Under the New Rules, a prospectus-exempt rights offering features the following process and requirements:
- Notice and Circular – An issuer is required to file and send to security holders a notice prepared in accordance with Form 45-106F14 (the Rights Offering Notice) which would provide basic disclosure of the offering in Q&A format. Concurrent with providing the Rights Offering Notice, the issuer is required to prepare and file on SEDAR a simplified rights offering circular (the Circular) in accordance with Form 45-106F15. Issuers are not required to deliver their Circular to security holders – it is sufficient for the Rights Offering Notice to indicate that the Circular may be accessed on SEDAR.
- Pre-Announcement Requirements – In accordance with the TSX Company Manual (the Company Manual), an issuer is required to provide a draft of the Rights Offering Notice and the Circular to the TSX for comment. The proposed offering must also receive TSX approval before the offering proceeds. The TSX is currently considering amendments to the Company Manual to address the New Rules.
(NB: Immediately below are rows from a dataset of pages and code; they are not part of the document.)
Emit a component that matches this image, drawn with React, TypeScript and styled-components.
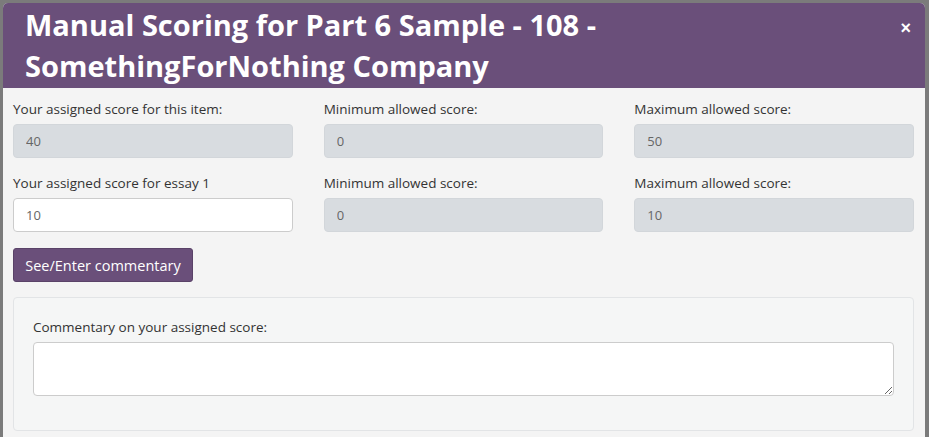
import React from "react";
import styled, { createGlobalStyle } from "styled-components";

const GlobalStyle = createGlobalStyle`
  html, body {
    margin: 0;
    padding: 0;
    background: #7b7b7b;
    font-family: "Open Sans", "Liberation Sans", sans-serif;
  }
`;

const Backdrop = styled.div`
  height: 437px;
  padding: 3px 4px 0 3px;
  box-sizing: border-box;
  overflow: hidden;
`;

const Dialog = styled.div`
  background: #f4f4f4;
  border-radius: 5px 5px 0 0;
  overflow: hidden;
  height: 100%;
`;

const Header = styled.div`
  display: flex;
  align-items: flex-start;
  background: #6a4f7a;
  color: #fff;
  padding: 1px 14px 4px 22px;
  height: 85px;
  box-sizing: border-box;
`;

const Title = styled.h2`
  flex: 1;
  margin: 0;
  padding-right: 40px;
  font-size: 29px;
  line-height: 41px;
  font-weight: 700;
`;

const Close = styled.button`
  background: none;
  border: none;
  color: #fff;
  font-size: 18px;
  font-weight: 700;
  padding: 0;
  margin-top: 15px;
  line-height: 1;
  cursor: pointer;
`;

const Body = styled.div`
  padding: 12px 11px 0 10px;
`;

const Row = styled.div`
  display: grid;
  grid-template-columns: repeat(3, 1fr);
  column-gap: 31px;
  margin-bottom: 16px;

  &:last-of-type {
    margin-bottom: 15px;
  }
`;

const Field = styled.div`
  display: flex;
  flex-direction: column;
`;

const Label = styled.label`
  display: block;
  font-size: 13.5px;
  color: #333;
  line-height: 18px;
  margin-bottom: 6px;
`;

const Input = styled.input<{ $readOnly?: boolean }>`
  height: 34px;
  box-sizing: border-box;
  border: 1px solid ${p => (p.$readOnly ? "#d2d6da" : "#cccccc")};
  border-radius: 4px;
  background: ${p => (p.$readOnly ? "#d8dce0" : "#ffffff")};
  color: #666;
  font-family: inherit;
  font-size: 13px;
  padding: 0 12px;
  outline: none;
`;

const Button = styled.button`
  display: block;
  background: #6a4f7a;
  border: 1px solid #5a4268;
  border-radius: 3px;
  color: #fff;
  font-family: inherit;
  font-size: 14.5px;
  height: 34px;
  width: 180px;
  padding: 0;
  cursor: pointer;
`;

const Panel = styled.div`
  margin-top: 15px;
  background: #f5f6f6;
  border: 1px solid #e2e4e6;
  border-radius: 4px;
  padding: 20px 19px 34px 19px;
`;

const TextArea = styled.textarea`
  display: block;
  width: 100%;
  height: 54px;
  box-sizing: border-box;
  border: 1px solid #cccccc;
  border-radius: 4px;
  background: #fff;
  font-family: inherit;
  resize: vertical;
`;

const rows = [
  [
    { label: "Your assigned score for this item:", value: "40", readOnly: true },
    { label: "Minimum allowed score:", value: "0", readOnly: true },
    { label: "Maximum allowed score:", value: "50", readOnly: true },
  ],
  [
    { label: "Your assigned score for essay 1", value: "10", readOnly: false },
    { label: "Minimum allowed score:", value: "0", readOnly: true },
    { label: "Maximum allowed score:", value: "10", readOnly: true },
  ],
];

export default function App() {
  return (
    <>
      <GlobalStyle />
      <Backdrop>
        <Dialog>
          <Header>
            <Title>Manual Scoring for Part 6 Sample - 108 - SomethingForNothing Company</Title>
            <Close aria-label="Close">×</Close>
          </Header>
          <Body>
            {rows.map((fields, i) => (
              <Row key={i}>
                {fields.map((f, j) => (
                  <Field key={j}>
                    <Label>{f.label}</Label>
                    <Input
                      defaultValue={f.value}
                      readOnly={f.readOnly}
                      $readOnly={f.readOnly}
                    />
                  </Field>
                ))}
              </Row>
            ))}
            <Button>See/Enter commentary</Button>
            <Panel>
              <Label>Commentary on your assigned score:</Label>
              <TextArea />
            </Panel>
          </Body>
        </Dialog>
      </Backdrop>
    </>
  );
}
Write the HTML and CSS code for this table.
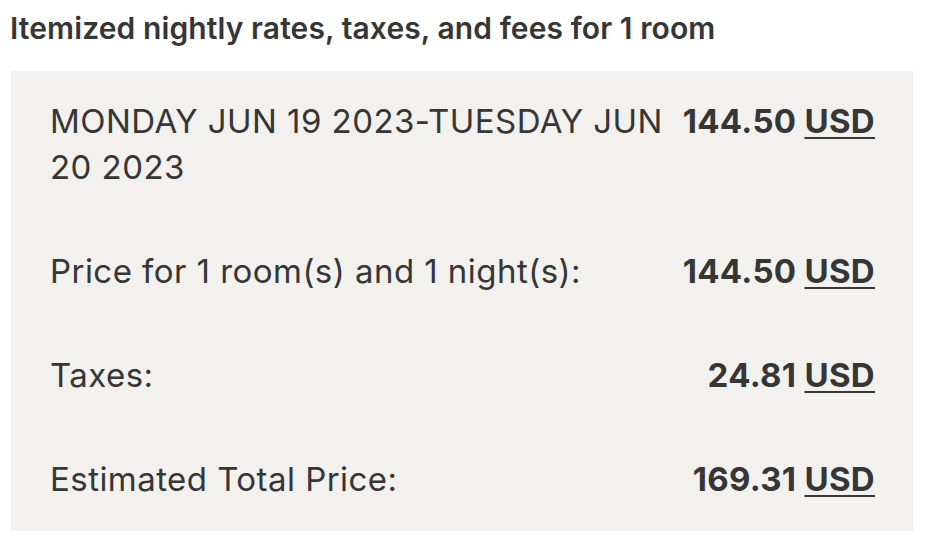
FILE: index.html
```html
<!DOCTYPE html>
<html lang="en">
<head>
  <meta charset="UTF-8" />
  <meta name="viewport" content="width=device-width, initial-scale=1.0"/>
  <title>Rate details</title>
  <link rel="stylesheet" href="styles.css">
</head>
<body>

  <h3 class="title">Itemized nightly rates, taxes, and fees for 1 room</h3>

  <div class="rates">
    <div class="row">
      <div class="label">MONDAY JUN 19 2023-TUESDAY JUN 20 2023</div>
      <div class="amount">144.50 <a href="#">USD</a></div>
    </div>
    <div class="row">
      <div class="label">Price for 1 room(s) and 1 night(s):</div>
      <div class="amount">144.50 <a href="#">USD</a></div>
    </div>
    <div class="row">
      <div class="label">Taxes:</div>
      <div class="amount">24.81 <a href="#">USD</a></div>
    </div>
    <div class="row">
      <div class="label">Estimated Total Price:</div>
      <div class="amount">169.31 <a href="#">USD</a></div>
    </div>
  </div>

</body>
</html>
```
FILE: styles.css
```css
body {
  margin: 0;
  padding: 10px 23px 0 11px;
  font-family: Inter, "Noto Sans", sans-serif;
  color: #363636;
  background: #fff;
}
.title {
  margin: 0 0 25px -1px;
  font-size: 30px;
  font-weight: 600;
  line-height: 36px;
  letter-spacing: 0.1px;
}
.rates {
  background-color: #f2f1ed;
  padding: 0 38px 0 39px;
}
.row {
  display: flex;
  justify-content: space-between;
  align-items: flex-start;
  gap: 18px;
  padding: 29px 0 29px;
  font-size: 33px;
  line-height: 46px;
  letter-spacing: 0.45px;
}
.row:first-child {
  padding-top: 27px;
}
.label {
  flex: 1;
}
.amount {
  font-weight: 700;
  white-space: nowrap;
  letter-spacing: 0.3px;
}
.amount a {
  color: #363636;
  text-decoration: underline;
  text-decoration-thickness: 2px;
  text-underline-offset: 4px;
}
```
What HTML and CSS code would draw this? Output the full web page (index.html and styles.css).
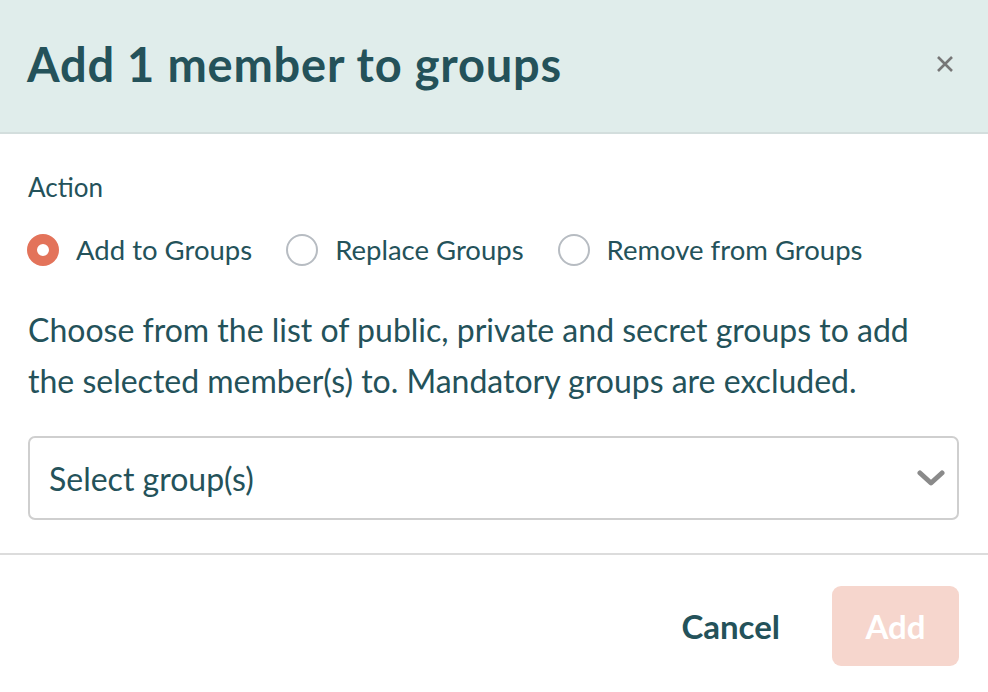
FILE: index.html
```html
<!DOCTYPE html>
<html>
<head>
<meta charset="utf-8">
<link rel="stylesheet" href="styles.css">
</head>
<body>
<div class="modal">
  <header class="modal-header">
    <h1 class="title">Add 1 member to groups</h1>
    <button class="close" aria-label="Close">
      <svg width="20" height="20" viewBox="0 0 20 20"><path d="M3 3 L17 17 M17 3 L3 17" stroke="#777" stroke-width="2.6" stroke-linecap="butt" fill="none"/></svg>
    </button>
  </header>
  <section class="modal-body">
    <div class="label">Action</div>
    <div class="radios">
      <label class="radio"><span class="dot checked"></span>Add to Groups</label>
      <label class="radio"><span class="dot"></span>Replace Groups</label>
      <label class="radio"><span class="dot"></span>Remove from Groups</label>
    </div>
    <p class="desc">Choose from the list of public, private and secret groups to add the selected member(s) to. Mandatory groups are excluded.</p>
    <div class="select">
      <span>Select group(s)</span>
      <svg width="28" height="20" viewBox="0 0 28 20"><path d="M3 5 L14 15 L25 5" stroke="#8a8a8a" stroke-width="5" fill="none" stroke-linecap="round" stroke-linejoin="round"/></svg>
    </div>
  </section>
  <footer class="modal-footer">
    <button class="btn-cancel">Cancel</button>
    <button class="btn-add">Add</button>
  </footer>
</div>
</body>
</html>
```
FILE: styles.css
```css
* { box-sizing: border-box; }
html, body { margin: 0; padding: 0; background: #fff; }
body { font-family: Lato, "Open Sans", sans-serif; color: #24525a; }
.modal { width: 988px; height: 692px; display: flex; flex-direction: column; }
.modal-header {
  height: 134px; background: #e0edeb; border-bottom: 2px solid #d3dedd;
  display: flex; align-items: center; justify-content: space-between;
  padding: 0 33px 4px 27px;
}
.title { margin: 0; font-size: 47px; font-weight: 700; letter-spacing: 0.8px; color: #24525a; line-height: 56px; }
.close { background: none; border: 0; padding: 0; width: 20px; height: 20px; display: flex; }
.modal-body { padding: 38px 29px 0 28px; border-bottom: 2px solid #dcdcdc; height: 421px; }
.label { font-size: 26px; line-height: 30px; }
.radios { display: flex; gap: 34px; margin-top: 32px; margin-left: -1px; }
.radio { display: flex; align-items: center; gap: 17px; font-size: 27.5px; line-height: 32px; }
.dot { width: 32px; height: 32px; border-radius: 50%; border: 2px solid #b7bcc2; display: inline-block; flex: none; }
.dot.checked { border: 10px solid #e3735a; background: #fff; }
.desc { margin: 38px 0 0; max-width: 905px; font-size: 32px; line-height: 51px; }
.select {
  margin-top: 30px; height: 84px; border: 2px solid #cfcfcf; border-radius: 7px;
  display: flex; align-items: center; justify-content: space-between;
  padding: 0 12px 0 19px; font-size: 32px;
}
.modal-footer { flex: 1; display: flex; align-items: center; justify-content: flex-end; padding: 5px 29px 0 0; gap: 52px; }
.btn-cancel { background: none; border: 0; font-family: inherit; font-size: 33px; font-weight: 700; color: #24525a; padding: 0; }
.btn-add {
  width: 127px; height: 80px; border: 0; border-radius: 9px; background: #f6d6cd;
  color: #fff; font-family: inherit; font-size: 33px; font-weight: 700;
}
```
- Timeline – Following the mailing of the Rights Offering Notice, security holders must be provided with at least 21 and not more than 90 days to exercise their rights.
- Pricing – The subscription price of a security issuable on exercise of a right must be lower than: (i) for publicly traded securities, the market price of the security on the day the Rights Offering Notice is filed; and (ii) for non-publicly traded securities, the fair value of the security on the day the Rights Offering Notice is filed, subject to certain exceptions. This is basically unchanged from prior requirements.
- Dilution Limit – The dilution limit under the New Rules is 100% during any 12 month period (up from 25%), assuming the exercise of all rights issued by the issuer under the New Rules.
- Offering Format – A rights offering begins with the basic subscription privilege (the Basic Privilege) being made available on a pro rata basis to all security holders of the class of securities being distributed upon the exercise of the rights. To potentially increase the size of the offering, the issuer may also grant additional subscription privileges (the Additional Privilege) which allows holders of rights to subscribe to securities not taken up under the Basic Privilege. The Additional Privilege is limited to each security holder’s pro rata participation in the Basic Privilege. Provided the issuer has granted security holders the Additional Privilege, the issuer may also enter into a stand-by commitment (the Stand-by Commitment) with a guarantor of sufficient financial ability, whereby the guarantor agrees to purchase some or all of the securities offered in the rights offering that are not subscribed for by security holders.
- Stand-by Guarantor Exemption – The New Rules include a separate prospectus exemption for securities issued to a stand-by guarantor regardless of whether the stand-by guarantor was a security holder prior to the rights offering. Securities issued to a stand-by guarantor under the New Rules will generally be freely tradeable, provided the stand-by guarantor is acquiring the securities as principal.
- Closing News Release – Issuers are required to file a closing news release containing prescribed information relating to the rights offering including the number of securities distributed under the Basic Privilege, Additional Privilege and Stand-by Commitment, as applicable.
- Statutory Second Market Civil Liability – The New Rules extend statutory liability for secondary market disclosure to the acquisition of securities under a rights offering. Accordingly, investors in a rights offering will have a statutory right of action against the issuer and also against the directors of the issuer, in their personal capacity, for damages resulting from a misrepresentation in the rights offering circular or any other continuous disclosure document.
- Minimal Connection to Canada – The New Rules contain a prospectus exemption for issuers conducting a rights offering that have a minimal connection to Canada. Both, reporting issuers and non-reporting issuers are permitted to use this exemption provided that: (i) the number of beneficial security holders of the class of securities for which the rights are issued that are resident in Canada do not constitute 10% or more of the holders of that class; and (ii) the number of securities beneficially held by security holders of the class of securities for which the rights are issued that are resident in Canada do not constitute 10% or more of the securities of that class.